The New Me by Halle Butler proves that it is possible for a book to simultaneously confirm all our worst fears about the meaninglessness of modern life and to also serve as an argument for why it’s (mostly) worth living.
Millie is a thirty-year-old temp starting yet another low-paying office job as an assistant receptionist at an upscale design studio. She dislikes all of the women she works with and spends her considerable amount of free time overhearing their conversations and basking in how much more vapid and frivolous they are than her. She spends her evenings at the messy apartment her parents pay for, watching Forensic Files on a loop, eating the sad dinners that she can afford on her $12 an hour salary, and getting drunk on booze that she bought with money she could’ve used for food instead. If reading any of this is making you feel like a mirror is being mockingly held in your face, you are part of a gloriously miserable troupe known as Millennials. With infectious mirth Butler hits on the ceaseless anxiety, manic rage, and chronic helplessness that is existing in the 21st century.
The plot is minimalist, taking place over a period of a couple months as Millie prepares for the possibility of going from “temp to perm” at the studio. At first, she fantasizes and then even anticipates the ways this would change her life. With a desperate excitement that is so universal it hurts, she daydreams about financial stability. In the midst of one of her reveries she muses, “I could have friends if I had more money. I could be easier to get along with if I had more stability. … I could be who I wanted to be — calm, cool, self-assured, self-reliant, independent enough to attract people who could enjoy my company because we’re all independent people doing what we have to do to get by. … Not like who I am now, flailing, filled with puke, thinking about death and feeling angry all the time.” It is exactly this clash between the snark and selfishness that makes up so much of her thoughts, and this aching desire for change that makes her such a complex character.
Sprinkled throughout the book are a handful of chapters that follow characters other than Millie. There is a co-worker who gets a dog but becomes so obsessed with the social possibilities her new puppy creates that when her friends don’t seem interested, she sabotages an entire evening in retaliation. Then there is a couple who live in Millie’s building who rediscover some passion for each other through investigating the rancid smell coming from Millie’s apartment. And a few follow her boss, and from this perspective we from the beginning know that Millie is never getting hired permanently at the studio, that in fact her boss deeply dislikes her. The outside perspectives we get of Millie are less surprising, and more a confirmation of suspicions that we already suspect are being omitted due to the insular bubble she exists within.
Millie hates the one friend she does have, Sarah, who spends all their time together gossiping about the job she hates. Millie plays the role of supportive friend, encouraging Sarah to stand up to the boss who disrespects her and to look for new work. In contrast to the endless stream of sarcasm and cynicism we get from Millie’s first-person narration where she expresses deep hatred for Sarah, she talks to her in the language of a self-help guru, with constant mentions of personal worth and meaning. Sarah responds by reminding Millie that she doesn’t have the luxury of having parents pay for her apartment and uses her student loan debts as a write-off for all of her problems.

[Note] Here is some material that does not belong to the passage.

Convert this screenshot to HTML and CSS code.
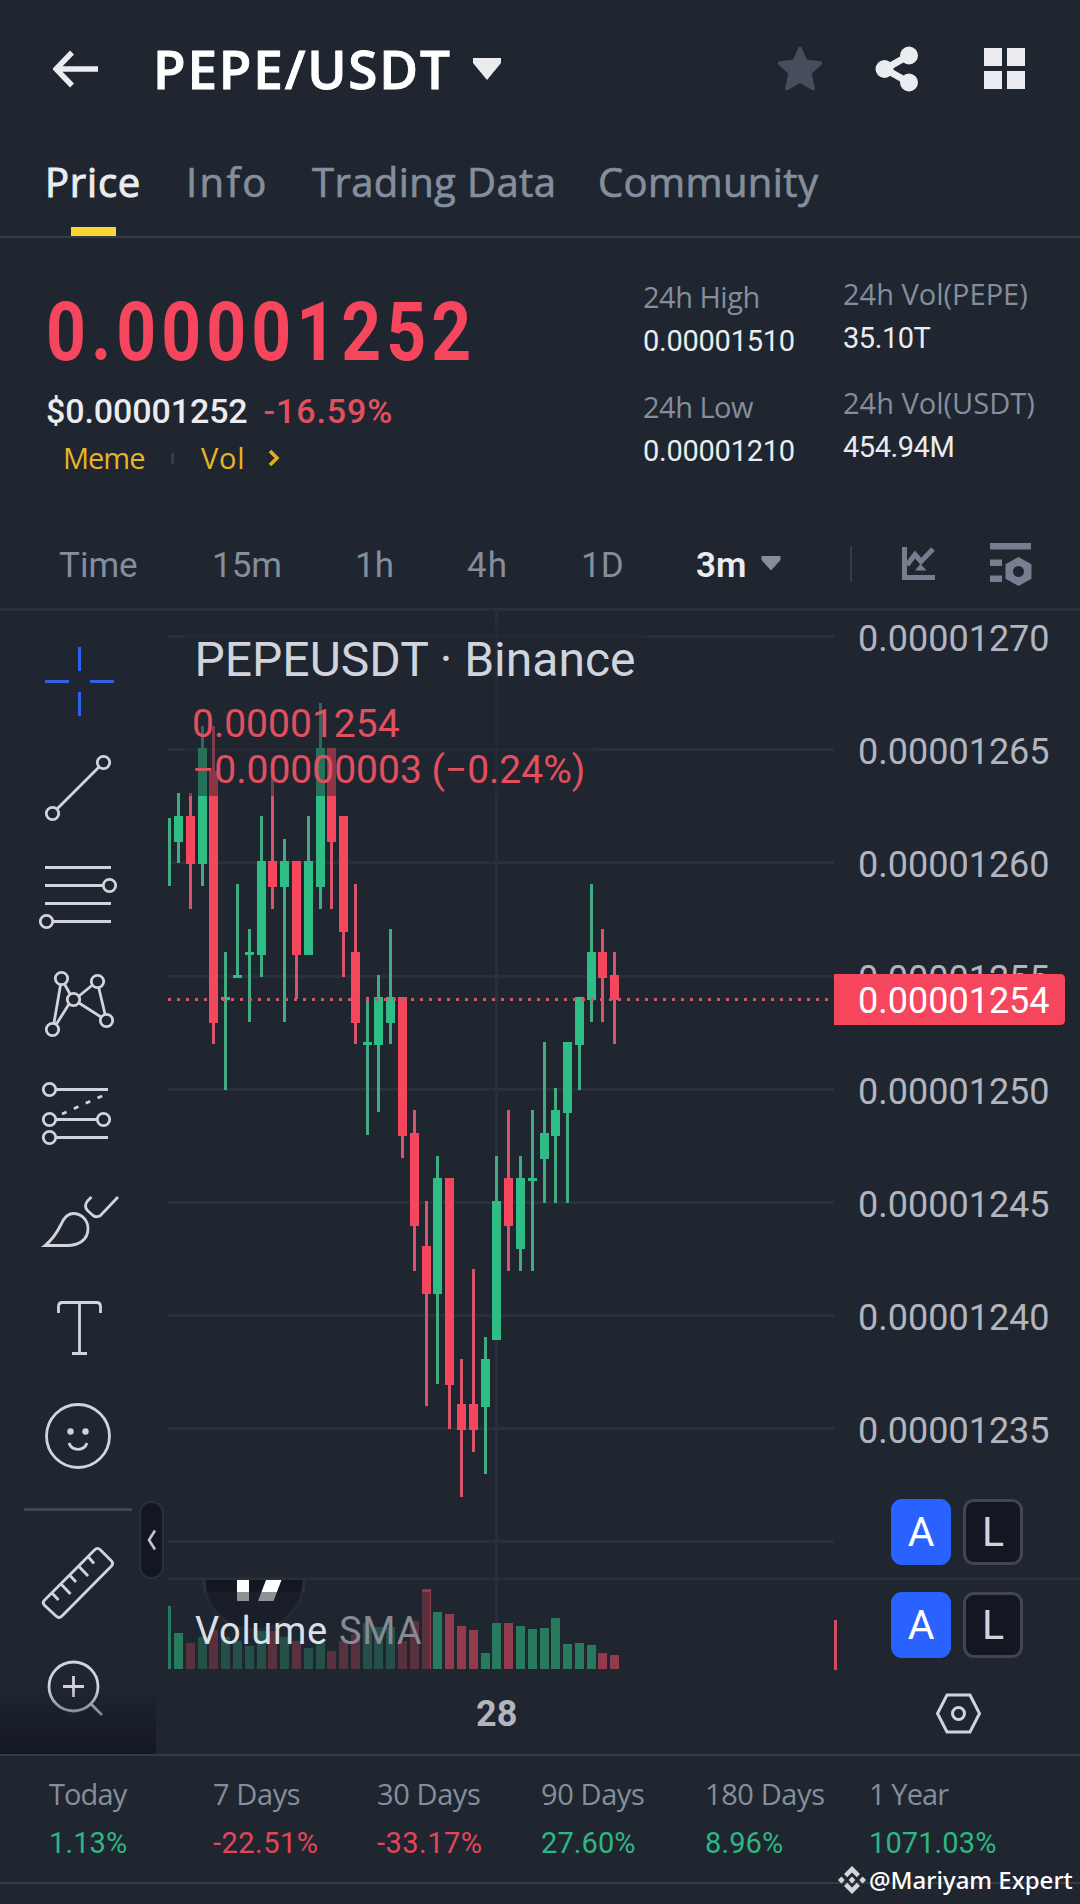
FILE: index.html
```html
<!DOCTYPE html>
<html lang="en">
<head>
<meta charset="utf-8">
<title>PEPE/USDT</title>
<link rel="stylesheet" href="styles.css">
</head>
<body>
<div class="app">
  <header class="header">
    <svg class="back" width="46" height="38" viewBox="0 0 46 38"><path d="M2 19H45M19 2.500 3 19l16 16.500" fill="none" stroke="#eaecef" stroke-width="5.500"/></svg>
    <h1 class="pair">PEPE/USDT</h1>
    <svg class="caret" width="28" height="22" viewBox="0 0 28 22"><path d="M0 0h28v5L14 22 0 5z" fill="#eaecef"/></svg>
    <div class="actions">
      <svg width="46" height="46" viewBox="0 0 46 46"><path d="M23 2.500l6 13 14.500 1.600-10.600 9.900 3.200 15.500L23 35.300 9.900 42.500l3.200-15.500L2.500 17.100 17 15.500z" fill="#474d5c" stroke="#474d5c" stroke-width="3.500" stroke-linejoin="round"/></svg>
      <svg class="share" width="44" height="46" viewBox="0 0 44 46"><path d="M33 10 10 23l23 13" fill="none" stroke="#eaecef" stroke-width="7"/><circle cx="34" cy="9.500" r="9" fill="#eaecef"/><circle cx="9.500" cy="23" r="9" fill="#eaecef"/><circle cx="34" cy="36.500" r="9" fill="#eaecef"/></svg>
      <svg class="grid-icon" width="41" height="41" viewBox="0 0 41 41"><path d="M0 0h18v18H0zM23 0h18v18H23zM0 23h18v18H0zM23 23h18v18H23z" fill="#eaecef"/></svg>
    </div>
  </header>

  <nav class="tabs">
    <a class="tab tab-active">Price</a>
    <a class="tab tab-info">Info</a>
    <a class="tab">Trading Data</a>
    <a class="tab">Community</a>
  </nav>

  <section class="summary">
    <div class="price-col">
      <div class="last-price">0.00001252</div>
      <div class="fiat"><span>$0.00001252</span><span class="fiat-change">-16.59%</span></div>
      <div class="tags">
        <span class="tag-meme">Meme</span><i class="tag-sep"></i><span class="tag-vol">Vol</span>
        <svg width="12" height="18" viewBox="0 0 12 18"><path d="M2 2l7 7-7 7" fill="none" stroke="#e0b01c" stroke-width="3.600"/></svg>
      </div>
    </div>
    <dl class="stats">
      <div><dt>24h High</dt><dd>0.00001510</dd></div>
      <div><dt>24h Low</dt><dd>0.00001210</dd></div>
    </dl>
    <dl class="stats stats-vol">
      <div><dt>24h Vol(PEPE)</dt><dd>35.10T</dd></div>
      <div><dt>24h Vol(USDT)</dt><dd>454.94M</dd></div>
    </dl>
  </section>

  <nav class="frames">
    <span>Time</span><span>15m</span><span>1h</span><span class="frame-4h">4h</span><span>1D</span>
    <span class="frame-on">3m<svg width="20" height="15" viewBox="0 0 20 15"><path d="M.5 0h19v4L10 14.500.5 4z" fill="#848e9c"/></svg></span>
    <i class="frame-sep"></i>
    <svg width="34" height="34" viewBox="0 0 34 34"><path d="M2.500 0V30.500H33" fill="none" stroke="#767e8f" stroke-width="5"/><path d="M5 18l8-10.500 6 7L31 2" fill="none" stroke="#767e8f" stroke-width="5"/><path d="M13 23.500l5.500-6.500 6 6.500z" fill="#767e8f"/></svg>
    <svg width="42" height="44" viewBox="0 0 42 44"><path d="M0 1h41v6.500H0zM0 17.500h12V24H0zM0 33.500h12V40H0z" fill="#767e8f"/><path fill-rule="evenodd" d="M28.500 15l13 7.300v14.400l-13 7.300-13-7.300V22.300zM28.500 24a5.500 5.500 0 1 0 0 11 5.500 5.500 0 0 0 0-11z" fill="#767e8f"/></svg>
  </nav>

  <main class="workspace">
    <aside class="tools">
      <svg class="tool" viewBox="0 627 168 108"><path d="M45 681.500h24M90 681.500h24M79.500 647v24M79.500 692v24" stroke="#2f62e6" stroke-width="3"/></svg>
      <svg class="tool" viewBox="0 735 168 108"><path d="M57 809l42-42"/><circle cx="103.500" cy="762.500" r="6.200"/><circle cx="52.500" cy="813.500" r="6.200"/></svg>
      <svg class="tool" viewBox="0 843 168 108"><path d="M45 867.500h66M45 885.500h58M45 903.500h66M53 921.500h58"/><circle cx="109.500" cy="885.500" r="6.200"/><circle cx="46.500" cy="921.500" r="6.200"/></svg>
      <svg class="tool" viewBox="0 951 168 108"><path d="M60.500 985 54 1023M64.500 984l5.500 10M69 1004l-12.500 20M79 996l13.500-11M79 1003l22 14M98.800 988l6.200 26"/><circle cx="61.500" cy="978.500" r="6.200"/><circle cx="97.500" cy="981.500" r="6.200"/><circle cx="73.500" cy="999.500" r="6.200"/><circle cx="52.500" cy="1029.500" r="6.200"/><circle cx="106.500" cy="1020.500" r="6.200"/></svg>
      <svg class="tool" viewBox="0 1059 168 108"><path d="M56 1089.500h52M56 1119.500h41M56 1137.500h52"/><path d="M62 1114l41-18.500" stroke-dasharray="5 8"/><circle cx="49.500" cy="1089.500" r="6.200"/><circle cx="49.500" cy="1119.500" r="6.200"/><circle cx="103.500" cy="1119.500" r="6.200"/><circle cx="49.500" cy="1137.500" r="6.200"/></svg>
      <svg class="tool" viewBox="0 1167 168 108"><path d="M45 1245.500c9-7 13-15 16-21 4-9 8-11 12-11 9 0 15 7 15 15 0 12-10 17-21 17z"/><path d="M91.500 1197l-4 4q-4 5 0 9.500l5.500 5q3.500 2.500 7.500 0L118 1197"/></svg>
      <svg class="tool" viewBox="0 1275 168 108"><path d="M58.500 1313v-6.500q0-4 4-4h34q4 0 4 4v6.500M79.500 1302.500v51M72 1353.500h15"/></svg>
      <svg class="tool" viewBox="0 1383 168 108"><circle cx="78" cy="1436" r="31.500"/><path d="M69 1443c3 8.500 15 8.500 18 0"/><circle class="dot" cx="70.500" cy="1431.500" r="3.200"/><circle class="dot" cx="85.500" cy="1431.500" r="3.200"/></svg>
      <i class="tool-divider"></i>
      <svg class="tool" viewBox="0 1529 168 108"><path d="M44.200 1600.500 95 1549.500q2.500-2.200 5 0l11.500 11.500q2.300 2.500 0 5L62 1616q-3 3-6 0l-11.800-11q-2-2.500 0-4.500zM52 1593l6.500 7M61 1584l9.500 10M69.500 1575l6.500 7M78.500 1566l9.500 10M88 1556.500l6 7"/></svg>
      <svg class="tool" viewBox="0 1637 168 108"><circle cx="73.500" cy="1686.500" r="24.500"/><path d="M63 1686.500h21M73.500 1676v21M91 1704l11 11"/></svg>
      <i class="tools-fade"></i>
      <button class="collapse"><svg width="10" height="22" viewBox="0 0 10 22"><path d="M8 1.500 2 11l6 9.500" fill="none" stroke="#c3c6cf" stroke-width="2.600"/></svg></button>
    </aside>
    <div class="chart">
      <svg class="plot" viewBox="168 611 912 1143">
        <g id="grid" fill="#29303a"></g>
        <g id="candles"></g>
        <g fill="#1f2630" fill-opacity=".5"><path d="M184 620h463v68H184zM184 688h410v108H184z"/></g>
        <path d="M168 999.500h666" stroke="#c9566a" stroke-width="3" stroke-dasharray="3 6"/>
        <g font-size="48" fill="#d1d4dc"><text x="194.500" y="676" textLength="441">PEPEUSDT · Binance</text></g>
        <g font-size="39" fill="#e2505f">
          <text x="192" y="736.500">0.00001254</text>
          <text x="192" y="782.500">−0.00000003 (−0.24%)</text>
        </g>
        <g id="axis" font-size="36" fill="#b2b5be"></g>
        <path d="M834 974h226q5 0 5 5v41q0 5-5 5H834z" fill="#f6465d"/>
        <text x="858" y="1013" font-size="36" fill="#fff">0.00001254</text>

        <path d="M204 1580a50 50 0 0 0 100 0z" fill="#131722"/>
        <path d="M204 1580a50 50 0 0 0 100 0" fill="none" stroke="#2b303b" stroke-width="3"/>
        <path d="M237 1580h12v21h-12zM266 1580h15.500l-8 21H258z" fill="#fff"/>
        <path d="M168 1577.500h912v2.500H168z" fill="#29303a"/>
        <g id="volume"></g>
        <path d="M184 1592h246v77H184z" fill="#1f2630" fill-opacity=".5"/>
        <text x="195" y="1643.500" font-size="38" letter-spacing=".690" fill="#dcdfe6">Volume</text>
        <text x="339" y="1643.500" font-size="38" letter-spacing=".800" fill="#868a94">SMA</text>
        <path d="M834 1620h3v50h-3z" fill="#d14c60"/>
        <text x="476" y="1726" font-size="36" font-weight="700" fill="#b2b5be">28</text>
        <g fill="none" stroke="#d1d4dc" stroke-width="3"><path d="M947 1695h23l9.500 18.500-9.500 18.500h-23l-9.500-18.500z"/><circle cx="958.500" cy="1713.500" r="6"/></g>
      </svg>
      <div class="scale scale-price"><button class="mode mode-on">A</button><button class="mode">L</button></div>
      <div class="scale scale-volume"><button class="mode mode-on">A</button><button class="mode">L</button></div>
    </div>
  </main>

  <footer class="periods">
    <div><span class="tight">Today</span><b class="up">1.13%</b></div>
    <div><span>7 Days</span><b class="down">-22.51%</b></div>
    <div><span>30 Days</span><b class="down">-33.17%</b></div>
    <div><span>90 Days</span><b class="up">27.60%</b></div>
    <div><span>180 Days</span><b class="up">8.96%</b></div>
    <div><span class="tight">1 Year</span><b class="up">1071.03%</b></div>
  </footer>
  <div class="credit">
    <svg width="28" height="28" viewBox="0 0 28 28"><g fill="#d4d5d8"><path d="M14 0l8 8-3.200 3.200L14 6.400l-4.800 4.800L6 8zM14 28l8-8-3.200-3.200-4.800 4.800-4.800-4.800L6 20zM14 10.600l3.400 3.400-3.400 3.400-3.400-3.400zM3.400 10.600 6.800 14l-3.400 3.400L0 14zM24.600 10.600 28 14l-3.400 3.400-3.400-3.400z"/></g></svg>
    <span>@Mariyam Expert</span>
  </div>
</div>
<script src="app.js"></script>
</body>
</html>
```
FILE: styles.css
```css
* { box-sizing: border-box; }
body { margin: 0; background: #1f2630; }
button { padding: 0; font: inherit; }
svg { display: block; flex: none; }

.app {
  position: relative;
  width: 1080px;
  height: 1904px;
  overflow: hidden;
  font-family: Roboto, "Open Sans", sans-serif;
  color: #eaecef;
  white-space: nowrap;
}

/* Header */
.header { display: flex; align-items: center; height: 137px; padding: 0 55px 0 53px; }
.pair {
  width: 298px;
  margin: 0 22px 0 54px;
  font: 600 53px/72px "Open Sans", sans-serif;
  letter-spacing: 1.83px;
  -webkit-text-stroke: .9px;
  color: #fff;
}
.actions { display: flex; align-items: center; margin-left: auto; }
.share { margin-left: 52px; }
.grid-icon { margin-left: 65px; }

/* Tabs */
.tabs {
  display: grid;
  grid-template-columns: 141px 126px 286px auto;
  height: 101px;
  padding-left: 45px;
  border-bottom: 2px solid #333b47;
  font: 500 40px/90px "Open Sans", sans-serif;
  letter-spacing: .4px;
  -webkit-text-stroke: .7px;
  color: #848e9c;
}
.tab { display: flex; flex-direction: column; }
.tab-info { letter-spacing: 2.4px; }
.tab-active { letter-spacing: .8px; -webkit-text-stroke: 1px; color: #eaecef; }
.tab-active::after {
  content: "";
  width: 45px;
  height: 9px;
  margin: auto 0 0 26px;
  background: #fcd535;
}

/* Price summary */
.summary { display: grid; grid-template-columns: 597px 200px auto; height: 286px; padding-left: 46px; }
.price-col { padding-top: 45px; }
.last-price {
  font-size: 82px;
  font-weight: 700;
  line-height: 98px;
  letter-spacing: 5.9px;
  transform: scaleX(.85);
  transform-origin: 0 50%;
  color: #f6465d;
}
.fiat { display: flex; gap: 16px; font-size: 34px; font-weight: 500; line-height: 61px; letter-spacing: -.1px; }
.fiat-change { letter-spacing: .9px; color: #e2505f; }
.tags { display: flex; align-items: center; margin-top: 1px; padding-left: 17px; font: 29px/30px "Open Sans", sans-serif; color: #e6b525; }
.tag-meme { width: 108px; letter-spacing: -1px; }
.tag-sep { width: 3px; height: 11px; background: #353d48; }
.tag-vol { width: 67px; margin-left: 27px; letter-spacing: .8px; }
.stats { display: flex; flex-direction: column; gap: 22px; margin: 0; padding-top: 37px; font-size: 29px; line-height: 44px; }
.stats dt { font-family: "Open Sans", sans-serif; letter-spacing: -.5px; color: #848e9c; }
.stats dd { margin: 0; letter-spacing: -.25px; }
.stats-vol { padding-top: 34px; gap: 21px; }
.stats-vol dt { letter-spacing: 0; }
.stats-vol dd { letter-spacing: -.45px; }

/* Timeframes */
.frames {
  display: grid;
  grid-template-columns: 153px 143px 112px 114px 115px 154px 52px 88px auto;
  align-items: center;
  height: 87px;
  padding-left: 59px;
  border-bottom: 3px solid #29303a;
  font-size: 35px;
  line-height: 84px;
  color: #848e9c;
}
.frames > svg { margin-top: -5px; }
.frame-4h { letter-spacing: 1px; }
.frame-on { display: flex; align-items: center; gap: 15px; font-weight: 600; color: #eaecef; }
.frame-on svg { margin-top: -5px; }
.frame-sep { width: 2px; height: 36px; margin-top: -5px; background: #333b47; }

/* Chart workspace */
.workspace { display: flex; height: 1143px; }
.tools { position: relative; width: 168px; padding-top: 16px; }
.tool { width: 168px; height: 108px; fill: none; stroke: #d1d4dc; stroke-width: 2.8; }
.tool .dot { fill: #d1d4dc; stroke: none; }
.tool-divider { display: block; width: 108px; height: 3px; margin: 17px 0 18px 24px; background: #434651; }
.tools-fade {
  position: absolute;
  left: 0;
  bottom: 0;
  width: 156px;
  height: 68px;
  background: linear-gradient(rgba(20, 24, 34, 0), #141822);
}
.collapse {
  position: absolute;
  left: 139px;
  top: 890px;
  display: flex;
  align-items: center;
  justify-content: center;
  width: 25px;
  height: 78px;
  border: 2px solid #2a303b;
  border-radius: 12px;
  background: #131722;
}
.chart { position: relative; width: 912px; }
.plot { width: 912px; height: 1143px; }
.scale { position: absolute; left: 723px; display: flex; gap: 12px; }
.scale-price { top: 888px; }
.scale-volume { top: 981px; }
.mode {
  width: 60px;
  height: 66px;
  border: 3px solid #434651;
  border-radius: 11px;
  background: #131722;
  font-size: 41px;
  line-height: 56px;
  color: #d1d4dc;
}
.mode-on { border-color: #2962ff; background: #2962ff; color: #fff; }

/* Performance by period */
.periods {
  display: grid;
  grid-template-columns: repeat(6, 164px);
  height: 130px;
  padding: 14px 0 0 49px;
  border-top: 2px solid #333b47;
  border-bottom: 2px solid #333b47;
  font-size: 29px;
}
.periods div { display: flex; flex-direction: column; line-height: 48px; }
.periods span { font-family: "Open Sans", sans-serif; letter-spacing: -.4px; color: #848e9c; }
.periods .tight { letter-spacing: -.9px; }
.periods b { font-weight: 400; line-height: 50px; letter-spacing: .1px; }
.periods .up { color: #2fb682; }
.periods .down { letter-spacing: .5px; color: #e2465a; }

.credit {
  position: absolute;
  left: 838px;
  top: 1862px;
  display: flex;
  align-items: center;
  gap: 3px;
  font: 500 24px/36px "Noto Sans", sans-serif;
  color: #fff;
}
```
FILE: app.js
```js
const UP = '#2ebd85', DOWN = '#f6465d';
const UP_WICK = '#41ac82', DOWN_WICK = '#d9536a';
const UP_VOLUME = '#287a5e', DOWN_VOLUME = '#913b4c';

// [wick x, high, body top, body bottom, low, rising, volume bar top]; prices in units of 1e-8
const bars = [
  [177, 1263, 1262, 1261, 1260, 1, 1633],
  [189, 1263, 1262, 1260, 1258, 0, 1643],
  [201, 1266, 1265, 1260, 1259, 1, 1637],
  [212, 1266, 1264, 1253, 1252, 0, 1630],
  [224, 1256, 1254, 1254, 1250, 1, 1637],
  [236, 1259, 1255, 1255, 1255, 1, 1641],
  [248, 1257, 1256, 1256, 1253, 1, 1646],
  [260, 1262, 1260, 1256, 1255, 1, 1631],
  [271, 1264, 1260, 1259, 1258, 0, 1631],
  [283, 1261, 1260, 1259, 1253, 1, 1637],
  [295, 1260, 1260, 1256, 1254, 0, 1641],
  [307, 1262, 1260, 1256, 1256, 1, 1648],
  [319, 1267, 1265, 1259, 1258, 1, 1643],
  [330, 1265, 1265, 1261, 1258, 0, 1651],
  [342, 1262, 1262, 1257, 1255, 0, 1641],
  [354, 1259, 1256, 1253, 1252, 0, 1634],
  [366, 1254, 1252, 1252, 1248, 1, 1623],
  [377, 1255, 1254, 1252, 1249, 1, 1627],
  [389, 1257, 1254, 1253, 1252, 1, 1627],
  [401, 1254, 1254, 1248, 1247, 0, 1641],
  [413, 1249, 1248, 1244, 1242, 0, 1621],
  [425, 1245, 1243, 1241, 1236, 0, 1589],
  [436, 1247, 1246, 1241, 1237, 1, 1612],
  [448, 1246, 1246, 1237, 1235, 0, 1614],
  [460, 1238, 1236, 1235, 1232, 0, 1626],
  [472, 1242, 1236, 1235, 1234, 0, 1630],
  [484, 1239, 1238, 1236, 1233, 1, 1653],
  [495, 1247, 1245, 1239, 1239, 1, 1623],
  [507, 1249, 1246, 1244, 1242, 0, 1623],
  [519, 1247, 1246, 1243, 1242, 1, 1626],
  [531, 1249, 1246, 1246, 1242, 1, 1629],
  [543, 1252, 1248, 1247, 1245, 1, 1628],
  [554, 1250, 1249, 1248, 1245, 1, 1618],
  [566, 1252, 1252, 1249, 1245, 1, 1644],
  [578, 1254, 1254, 1252, 1250, 1, 1643],
  [590, 1259, 1256, 1254, 1253, 1, 1645],
  [601, 1257, 1256, 1255, 1253, 0, 1653],
  [613, 1256, 1255, 1254, 1252, 0, 1655]
];

const priceY = p => Math.round(976.5 + (1255 - p) * 22.63);

function draw(parent, name, attrs, text) {
  const el = document.createElementNS('http://www.w3.org/2000/svg', name);
  for (const key in attrs) el.setAttribute(key, attrs[key]);
  if (text) el.textContent = text;
  document.getElementById(parent).append(el);
}

function rect(parent, x, y, width, height, fill) {
  draw(parent, 'rect', fill ? { x, y, width, height, fill } : { x, y, width, height });
}

for (let p = 1270; p >= 1230; p -= 5) {
  const y = priceY(p);
  rect('grid', 168, y - 2, 666, 3);
  if (p > 1230) draw('axis', 'text', { x: 858, y: y + 13.5 }, '0.0000' + p);
}
rect('grid', 495, 611, 3, 1058);

rect('candles', 168, priceY(1262), 3, priceY(1259) - priceY(1262), UP_WICK);
rect('volume', 168, 1606, 3, 63, UP_VOLUME);

for (const [x, high, top, bottom, low, rising, volume] of bars) {
  const bodyY = priceY(top) - 2;
  rect('candles', x, priceY(high) - 2, 3, priceY(low) - priceY(high) + 2, rising ? UP_WICK : DOWN_WICK);
  rect('candles', x - 3, bodyY, 9, priceY(bottom) - bodyY + 1, rising ? UP : DOWN);
  rect('volume', x - 3, volume, 9, 1669 - volume, rising ? UP_VOLUME : DOWN_VOLUME);
}
```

Millie is a voracious reader of pop psychology, the book’s title being a fittingly ironic reference to this. She regularly reads articles claiming to have the secrets to a happy and valuable life. This leads to her deep cleaning her apartment well after it has become too filthy to exist in, and to spontaneously join a yoga class. She makes plans to read books (never mentioning any specific titles) and to watch “films” (instead of the trashy true-crime TV she watches compulsively). But the high of these short-term solutions and goals quickly fade and she returns to her routine of inertia and disdain.
The genius of Butler’s satire is in the way she reveals how the interior self we have in our minds conflicts so farcically with the self we present to the world. Millie is all hard edge and self-awareness in her mind, but at her job and with other people she is passive and crippled by indecision. This is shown in a scene of pure agony when, after the studio job falls through, Millie works at a call center where she must sell season memberships to the opera to a list of random people. She finds herself battling through the complete disinterest of the person on the line while having her supervisor terrorizing her from behind. The Millie who is so savage in her criticisms of people as a narrator is completely helpless in the face of real-world abuse.
Most of all, The New Me captures the yearning for meaning in a world where everything feels increasingly meaningless. There are countless articles and books telling us how to live our best lives as if the secret to happiness is a recipe with countless ingredients and all you have to do is try enough until you find the one for you. Butler laughs in the face of that delusion, showing life for the endless string of compromises and indignities that it is. The world is falling apart around us, and with an interesting narrative choice at the end, Butler adds her own version of a solution to the secret-to-life: do what you can, submit to what is out of your control, and enjoy the meaninglessness of what you have. You may not be “happy” (whatever that means in the 21st century), but maybe you’ll at least be content.